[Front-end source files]
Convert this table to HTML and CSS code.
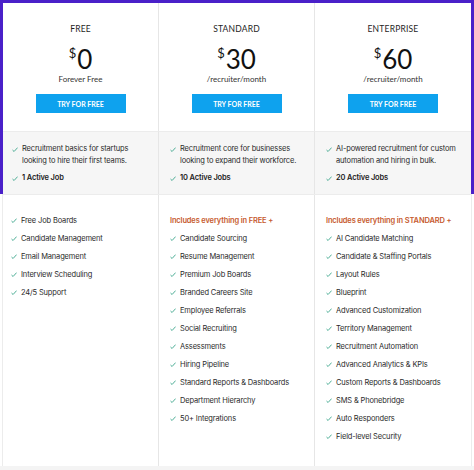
FILE: index.html
```html
<!DOCTYPE html>
<html>
<head>
<meta charset="utf-8">
<link rel="stylesheet" href="styles.css">
</head>
<body>
<div class="pricing">
  <div class="top">
    <div class="plan">
      <div class="name">FREE</div>
      <div class="price"><span class="cur">$</span>0</div>
      <div class="per">Forever Free</div>
      <a class="btn">TRY FOR FREE</a>
    </div>
    <div class="plan">
      <div class="name">STANDARD</div>
      <div class="price"><span class="cur">$</span>30</div>
      <div class="per">/recruiter/month</div>
      <a class="btn">TRY FOR FREE</a>
    </div>
    <div class="plan">
      <div class="name">ENTERPRISE</div>
      <div class="price"><span class="cur">$</span>60</div>
      <div class="per">/recruiter/month</div>
      <a class="btn">TRY FOR FREE</a>
    </div>
    <ul class="desc">
      <li><svg class="ck" viewBox="0 0 6 5"><path d="M0.5 3l1.6 1.5L5.6 0.6"/></svg><span>Recruitment basics for startups looking to hire their first teams.</span></li>
      <li class="b"><svg class="ck" viewBox="0 0 6 5"><path d="M0.5 3l1.6 1.5L5.6 0.6"/></svg><span>1 Active Job</span></li>
    </ul>
    <ul class="desc">
      <li><svg class="ck" viewBox="0 0 6 5"><path d="M0.5 3l1.6 1.5L5.6 0.6"/></svg><span>Recruitment core for businesses looking to expand their workforce.</span></li>
      <li class="b"><svg class="ck" viewBox="0 0 6 5"><path d="M0.5 3l1.6 1.5L5.6 0.6"/></svg><span>10 Active Jobs</span></li>
    </ul>
    <ul class="desc">
      <li><svg class="ck" viewBox="0 0 6 5"><path d="M0.5 3l1.6 1.5L5.6 0.6"/></svg><span>AI-powered recruitment for custom automation and hiring in bulk.</span></li>
      <li class="b"><svg class="ck" viewBox="0 0 6 5"><path d="M0.5 3l1.6 1.5L5.6 0.6"/></svg><span>20 Active Jobs</span></li>
    </ul>
  </div>
  <div class="features">
    <ul class="list">
      <li><svg class="ck" viewBox="0 0 6 5"><path d="M0.5 3l1.6 1.5L5.6 0.6"/></svg>Free Job Boards</li>
      <li><svg class="ck" viewBox="0 0 6 5"><path d="M0.5 3l1.6 1.5L5.6 0.6"/></svg>Candidate Management</li>
      <li><svg class="ck" viewBox="0 0 6 5"><path d="M0.5 3l1.6 1.5L5.6 0.6"/></svg>Email Management</li>
      <li><svg class="ck" viewBox="0 0 6 5"><path d="M0.5 3l1.6 1.5L5.6 0.6"/></svg>Interview Scheduling</li>
      <li><svg class="ck" viewBox="0 0 6 5"><path d="M0.5 3l1.6 1.5L5.6 0.6"/></svg>24/5 Support</li>
    </ul>
    <ul class="list">
      <li class="inc">Includes everything in FREE +</li>
      <li><svg class="ck" viewBox="0 0 6 5"><path d="M0.5 3l1.6 1.5L5.6 0.6"/></svg>Candidate Sourcing</li>
      <li><svg class="ck" viewBox="0 0 6 5"><path d="M0.5 3l1.6 1.5L5.6 0.6"/></svg>Resume Management</li>
      <li><svg class="ck" viewBox="0 0 6 5"><path d="M0.5 3l1.6 1.5L5.6 0.6"/></svg>Premium Job Boards</li>
      <li><svg class="ck" viewBox="0 0 6 5"><path d="M0.5 3l1.6 1.5L5.6 0.6"/></svg>Branded Careers Site</li>
      <li><svg class="ck" viewBox="0 0 6 5"><path d="M0.5 3l1.6 1.5L5.6 0.6"/></svg>Employee Referrals</li>
      <li><svg class="ck" viewBox="0 0 6 5"><path d="M0.5 3l1.6 1.5L5.6 0.6"/></svg>Social Recruiting</li>
      <li><svg class="ck" viewBox="0 0 6 5"><path d="M0.5 3l1.6 1.5L5.6 0.6"/></svg>Assessments</li>
      <li><svg class="ck" viewBox="0 0 6 5"><path d="M0.5 3l1.6 1.5L5.6 0.6"/></svg>Hiring Pipeline</li>
      <li><svg class="ck" viewBox="0 0 6 5"><path d="M0.5 3l1.6 1.5L5.6 0.6"/></svg>Standard Reports &amp; Dashboards</li>
      <li><svg class="ck" viewBox="0 0 6 5"><path d="M0.5 3l1.6 1.5L5.6 0.6"/></svg>Department Hierarchy</li>
      <li><svg class="ck" viewBox="0 0 6 5"><path d="M0.5 3l1.6 1.5L5.6 0.6"/></svg>50+ Integrations</li>
    </ul>
    <ul class="list">
      <li class="inc">Includes everything in STANDARD +</li>
      <li><svg class="ck" viewBox="0 0 6 5"><path d="M0.5 3l1.6 1.5L5.6 0.6"/></svg>AI Candidate Matching</li>
      <li><svg class="ck" viewBox="0 0 6 5"><path d="M0.5 3l1.6 1.5L5.6 0.6"/></svg>Candidate &amp; Staffing Portals</li>
      <li><svg class="ck" viewBox="0 0 6 5"><path d="M0.5 3l1.6 1.5L5.6 0.6"/></svg>Layout Rules</li>
      <li><svg class="ck" viewBox="0 0 6 5"><path d="M0.5 3l1.6 1.5L5.6 0.6"/></svg>Blueprint</li>
      <li><svg class="ck" viewBox="0 0 6 5"><path d="M0.5 3l1.6 1.5L5.6 0.6"/></svg>Advanced Customization</li>
      <li><svg class="ck" viewBox="0 0 6 5"><path d="M0.5 3l1.6 1.5L5.6 0.6"/></svg>Territory Management</li>
      <li><svg class="ck" viewBox="0 0 6 5"><path d="M0.5 3l1.6 1.5L5.6 0.6"/></svg>Recruitment Automation</li>
      <li><svg class="ck" viewBox="0 0 6 5"><path d="M0.5 3l1.6 1.5L5.6 0.6"/></svg>Advanced Analytics &amp; KPIs</li>
      <li><svg class="ck" viewBox="0 0 6 5"><path d="M0.5 3l1.6 1.5L5.6 0.6"/></svg>Custom Reports &amp; Dashboards</li>
      <li><svg class="ck" viewBox="0 0 6 5"><path d="M0.5 3l1.6 1.5L5.6 0.6"/></svg>SMS &amp; Phonebridge</li>
      <li><svg class="ck" viewBox="0 0 6 5"><path d="M0.5 3l1.6 1.5L5.6 0.6"/></svg>Auto Responders</li>
      <li><svg class="ck" viewBox="0 0 6 5"><path d="M0.5 3l1.6 1.5L5.6 0.6"/></svg>Field-level Security</li>
    </ul>
  </div>
  <div class="foot"></div>
</div>
</body>
</html>
```

FILE: styles.css
```css
* { box-sizing: border-box; }
html, body { margin: 0; padding: 0; background: #fff; }
body { width: 474px; height: 470px; overflow: hidden; font-family: Inter, "Open Sans", sans-serif; color: #2b2b2b; }
.pricing { width: 474px; }
.top {
  display: grid;
  grid-template-columns: 155px 156px 157px;
  border: 3px solid #4a20c9;
  border-bottom: none;
}
.plan {
  height: 128px;
  display: flex;
  flex-direction: column;
  align-items: center;
  padding-top: 20px;
  font-family: Lato, sans-serif;
  background: #fff;
}
.plan + .plan { border-left: 1px solid #e6e6e6; }
.name { font-size: 8.5px; line-height: 13px; color: #1e1e1e; letter-spacing: 0.2px; }
.price { font-size: 26px; line-height: 21px; height: 21px; margin-top: 13px; color: #111; display: flex; align-items: flex-start; }
.cur { font-size: 13px; line-height: 10px; margin-top: -1px; margin-right: 1px; }
.per { font-size: 8px; line-height: 12px; margin-top: 3px; color: #333; }
.btn {
  margin-top: 9px;
  width: 90px;
  height: 19px;
  background: #0ea2ee;
  color: #fff;
  font-size: 7px;
  font-weight: 700;
  display: flex;
  align-items: center;
  justify-content: center;
}
.desc {
  list-style: none;
  margin: 0;
  padding: 11px 0 0 9px;
  height: 63px;
  background: #f6f6f6;
  border-top: 1px solid #ececec;
}
.desc + .desc { border-left: 1px solid #e6e6e6; padding-left: 11px; }
.desc li { display: flex; font-size: 7.5px; letter-spacing: -0.15px; line-height: 12px; color: #2a2a2a; }
.desc li span { max-width: 122px; }
.desc li.b { font-weight: 600; margin-top: 5px; color: #1e1e1e; }
.ck { width: 6px; height: 5px; flex: none; margin: 4px 4px 0 0; fill: none; stroke: #3aa58a; stroke-width: 0.9; }
.features {
  display: grid;
  grid-template-columns: 155px 156px 157px;
  margin: 0 2px;
  border-left: 1px solid #ececec;
  border-right: 1px solid #ececec;
  height: 272px;
  border-top: 1px solid #ececec;
}
.list { list-style: none; margin: 0; padding: 16px 0 0 8px; }
.list + .list { border-left: 1px solid #e6e6e6; padding-left: 11px; }
.list li { display: flex; align-items: center; height: 18px; font-size: 7.5px; letter-spacing: -0.15px; color: #2a2a2a; white-space: nowrap; }
.list li .ck { margin: 0 4px 0 0; }
.list li.inc { color: #c65a2e; font-weight: 600; }
.foot { height: 10px; background: #f4f4f4; }
```
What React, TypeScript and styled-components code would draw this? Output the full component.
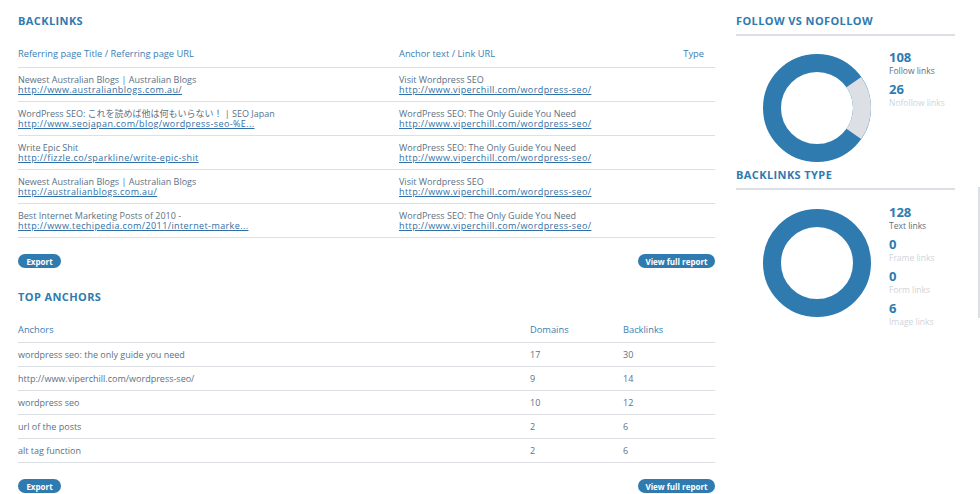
import styled, { createGlobalStyle } from "styled-components";

const colors = {
  blue: "#2f7bb0",
  head: "#3a7eb3",
  text: "#5b7185",
  link: "#2f6fa6",
  line: "#dcdfe4",
  pale: "#d0d4da",
};

const GlobalStyle = createGlobalStyle`
  html, body {
    margin: 0;
    padding: 0;
    background: #ffffff;
  }
  body {
    font-family: "Open Sans", "Noto Sans", "Noto Sans CJK JP", sans-serif;
  }
`;

const Page = styled.div`
  display: flex;
  width: 980px;
  height: 494px;
  overflow: hidden;
  box-sizing: border-box;
  padding-left: 18px;
`;

const Main = styled.div`
  width: 697px;
  display: flex;
  flex-direction: column;
`;

const Side = styled.div`
  width: 219px;
  margin-left: 21px;
  display: flex;
  flex-direction: column;
`;

const Edge = styled.div`
  width: 2px;
  height: 131px;
  margin-top: 187px;
  margin-left: 23px;
  background: ${colors.line};
`;

const Heading = styled.h2<{ $top: number; $underline?: boolean }>`
  margin: 0;
  font-size: 11px;
  font-weight: 700;
  color: ${colors.blue};
  letter-spacing: 0.4px;
  line-height: 14px;
  padding-top: ${(p) => p.$top}px;
  ${(p) =>
    p.$underline &&
    `
    padding-bottom: 6px;
    border-bottom: 2px solid ${colors.line};
  `}
`;

const Table = styled.div<{ $top: number }>`
  display: flex;
  flex-direction: column;
  margin-top: ${(p) => p.$top}px;
`;

const Row = styled.div<{ $cols: string; $height: number }>`
  display: grid;
  grid-template-columns: ${(p) => p.$cols};
  align-items: center;
  height: ${(p) => p.$height}px;
  border-bottom: 1px solid ${colors.line};
  font-size: 9px;
  color: ${colors.text};
`;

const HeadCell = styled.div<{ $right?: boolean }>`
  color: ${colors.head};
  font-size: 9.3px;
  text-align: ${(p) => (p.$right ? "right" : "left")};
  padding-right: ${(p) => (p.$right ? "11px" : "0")};
`;

const Cell = styled.div`
  display: flex;
  flex-direction: column;
  line-height: 10px;
  white-space: nowrap;
`;

const Title = styled.span`
  color: ${colors.text};
`;

const Link = styled.a`
  color: ${colors.link};
  text-decoration: underline;
  letter-spacing: 0.4px;
`;

const Actions = styled.div<{ $top: number }>`
  display: flex;
  justify-content: space-between;
  margin-top: ${(p) => p.$top}px;
`;

const Pill = styled.button<{ $w: number }>`
  width: ${(p) => p.$w}px;
  height: 14px;
  border: none;
  border-radius: 7px;
  background: ${colors.blue};
  color: #ffffff;
  font-family: inherit;
  font-size: 8px;
  font-weight: 700;
  padding: 0;
  cursor: pointer;
`;

const ChartBlock = styled.div<{ $top: number }>`
  display: flex;
  align-items: flex-start;
  margin-top: ${(p) => p.$top}px;
  padding-left: 27px;
`;

const Stats = styled.div`
  display: flex;
  flex-direction: column;
  margin-left: 18px;
  margin-top: -10px;
`;

const Num = styled.div`
  font-size: 13px;
  font-weight: 700;
  color: ${colors.blue};
  line-height: 15px;
  margin-top: 6px;
`;

const Label = styled.div<{ $muted?: boolean }>`
  font-size: 8.5px;
  line-height: 11px;
  color: ${(p) => (p.$muted ? colors.pale : colors.text)};
`;

const Donut = ({ gray }: { gray: number }) => {
  const r = 45;
  const c = 2 * Math.PI * r;
  const g = (gray / 360) * c;
  return (
    <svg width="108" height="108" viewBox="0 0 108 108">
      <circle cx="54" cy="54" r={r} fill="none" stroke={colors.blue} strokeWidth="18" />
      {gray > 0 && (
        <circle
          cx="54"
          cy="54"
          r={r}
          fill="none"
          stroke="#dcdfe4"
          strokeWidth="18"
          strokeDasharray={`${g} ${c - g}`}
          transform={`rotate(${-gray / 2} 54 54)`}
        />
      )}
    </svg>
  );
};

const backlinks = [
  {
    title: "Newest Australian Blogs | Australian Blogs",
    url: "http://www.australianblogs.com.au/",
    anchor: "Visit Wordpress SEO",
  },
  {
    title: "WordPress SEO: これを読めば他は何もいらない！ | SEO Japan",
    url: "http://www.seojapan.com/blog/wordpress-seo-%E...",
    anchor: "WordPress SEO: The Only Guide You Need",
  },
  {
    title: "Write Epic Shit",
    url: "http://fizzle.co/sparkline/write-epic-shit",
    anchor: "WordPress SEO: The Only Guide You Need",
  },
  {
    title: "Newest Australian Blogs | Australian Blogs",
    url: "http://australianblogs.com.au/",
    anchor: "Visit Wordpress SEO",
  },
  {
    title: "Best Internet Marketing Posts of 2010 -",
    url: "http://www.techipedia.com/2011/internet-marke...",
    anchor: "WordPress SEO: The Only Guide You Need",
  },
];

const anchors = [
  ["wordpress seo: the only guide you need", "17", "30"],
  ["http://www.viperchill.com/wordpress-seo/", "9", "14"],
  ["wordpress seo", "10", "12"],
  ["url of the posts", "2", "6"],
  ["alt tag function", "2", "6"],
];

const blCols = "381px 1fr 60px";
const anCols = "512px 93px 92px";

const App = () => {
  return (
    <>
      <GlobalStyle />
      <Page>
        <Main>
          <Heading $top={14}>BACKLINKS</Heading>
          <Table $top={12}>
            <Row $cols={blCols} $height={27}>
              <HeadCell>Referring page Title / Referring page URL</HeadCell>
              <HeadCell>Anchor text / Link URL</HeadCell>
              <HeadCell $right>Type</HeadCell>
            </Row>
            {backlinks.map((b, i) => (
              <Row key={i} $cols={blCols} $height={33}>
                <Cell>
                  <Title>{b.title}</Title>
                  <Link>{b.url}</Link>
                </Cell>
                <Cell>
                  <Title>{b.anchor}</Title>
                  <Link>http://www.viperchill.com/wordpress-seo/</Link>
                </Cell>
                <Cell />
              </Row>
            ))}
          </Table>
          <Actions $top={16}>
            <Pill $w={43}>Export</Pill>
            <Pill $w={77}>View full report</Pill>
          </Actions>
          <Heading $top={22}>TOP ANCHORS</Heading>
          <Table $top={13}>
            <Row $cols={anCols} $height={25}>
              <HeadCell>Anchors</HeadCell>
              <HeadCell>Domains</HeadCell>
              <HeadCell>Backlinks</HeadCell>
            </Row>
            {anchors.map((a, i) => (
              <Row key={i} $cols={anCols} $height={23}>
                <span>{a[0]}</span>
                <span>{a[1]}</span>
                <span>{a[2]}</span>
              </Row>
            ))}
          </Table>
          <Actions $top={16}>
            <Pill $w={43}>Export</Pill>
            <Pill $w={77}>View full report</Pill>
          </Actions>
        </Main>
        <Side>
          <Heading $top={14} $underline>
            FOLLOW VS NOFOLLOW
          </Heading>
          <ChartBlock $top={18}>
            <Donut gray={70} />
            <Stats>
              <Num>108</Num>
              <Label>Follow links</Label>
              <Num>26</Num>
              <Label $muted>Nofollow links</Label>
            </Stats>
          </ChartBlock>
          <Heading $top={6} $underline>
            BACKLINKS TYPE
          </Heading>
          <ChartBlock $top={19}>
            <Donut gray={0} />
            <Stats>
              <Num>128</Num>
              <Label>Text links</Label>
              <Num>0</Num>
              <Label $muted>Frame links</Label>
              <Num>0</Num>
              <Label $muted>Form links</Label>
              <Num>6</Num>
              <Label $muted>Image links</Label>
            </Stats>
          </ChartBlock>
        </Side>
        <Edge />
      </Page>
    </>
  );
};

export default App;
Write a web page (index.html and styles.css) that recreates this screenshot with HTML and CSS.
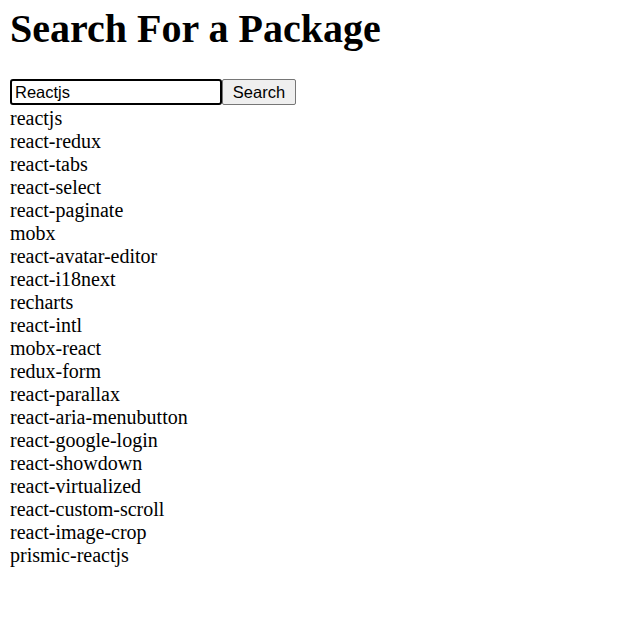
FILE: index.html
```html
<!DOCTYPE html>
<html>
<head>
<meta charset="utf-8">
<link rel="stylesheet" href="styles.css">
</head>
<body>
<h1 class="title">Search For a Package</h1>
<form class="search">
<input class="search-input" type="text" value="Reactjs"><button class="search-btn" type="button">Search</button>
</form>
<ul class="results">
<li>reactjs</li>
<li>react-redux</li>
<li>react-tabs</li>
<li>react-select</li>
<li>react-paginate</li>
<li>mobx</li>
<li>react-avatar-editor</li>
<li>react-i18next</li>
<li>recharts</li>
<li>react-intl</li>
<li>mobx-react</li>
<li>redux-form</li>
<li>react-parallax</li>
<li>react-aria-menubutton</li>
<li>react-google-login</li>
<li>react-showdown</li>
<li>react-virtualized</li>
<li>react-custom-scroll</li>
<li>react-image-crop</li>
<li>prismic-reactjs</li>
</ul>
</body>
</html>
```
FILE: styles.css
```css
body {
  margin: 6px 10px 10px 10px;
  font-family: "Liberation Serif", "Times New Roman", serif;
  font-size: 20px;
  color: #000;
  background: #fff;
}
.title {
  font-size: 40px;
  font-weight: bold;
  margin: 0 0 27px 0;
  line-height: 46px;
}
.search {
  display: flex;
  margin: 0;
  height: 26px;
}
.search-input {
  box-sizing: border-box;
  width: 212px;
  height: 26px;
  margin: 0;
  padding: 1px 3px;
  border: 2px solid #000;
  border-radius: 3px;
  font-family: "Liberation Sans", Arial, sans-serif;
  font-size: 16.5px;
  color: #000;
  outline: none;
}
.search-btn {
  box-sizing: border-box;
  width: 74px;
  height: 26px;
  margin: 0;
  padding: 0 6px;
  border: 1px solid #767676;
  border-radius: 2px;
  background: #efefef;
  font-family: "Liberation Sans", Arial, sans-serif;
  font-size: 16.5px;
  color: #000;
}
.results {
  list-style: none;
  margin: 2px 0 0 0;
  padding: 0;
}
.results li {
  line-height: 23px;
}
```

** EXERCISE DETAILS **
Go through the listing above and pull out each line containing the word "code".

** ANSWER FOR THIS EXERCISE **
Convert this table to HTML and CSS code.
What React, TypeScript and styled-components code would draw this? Output the full component.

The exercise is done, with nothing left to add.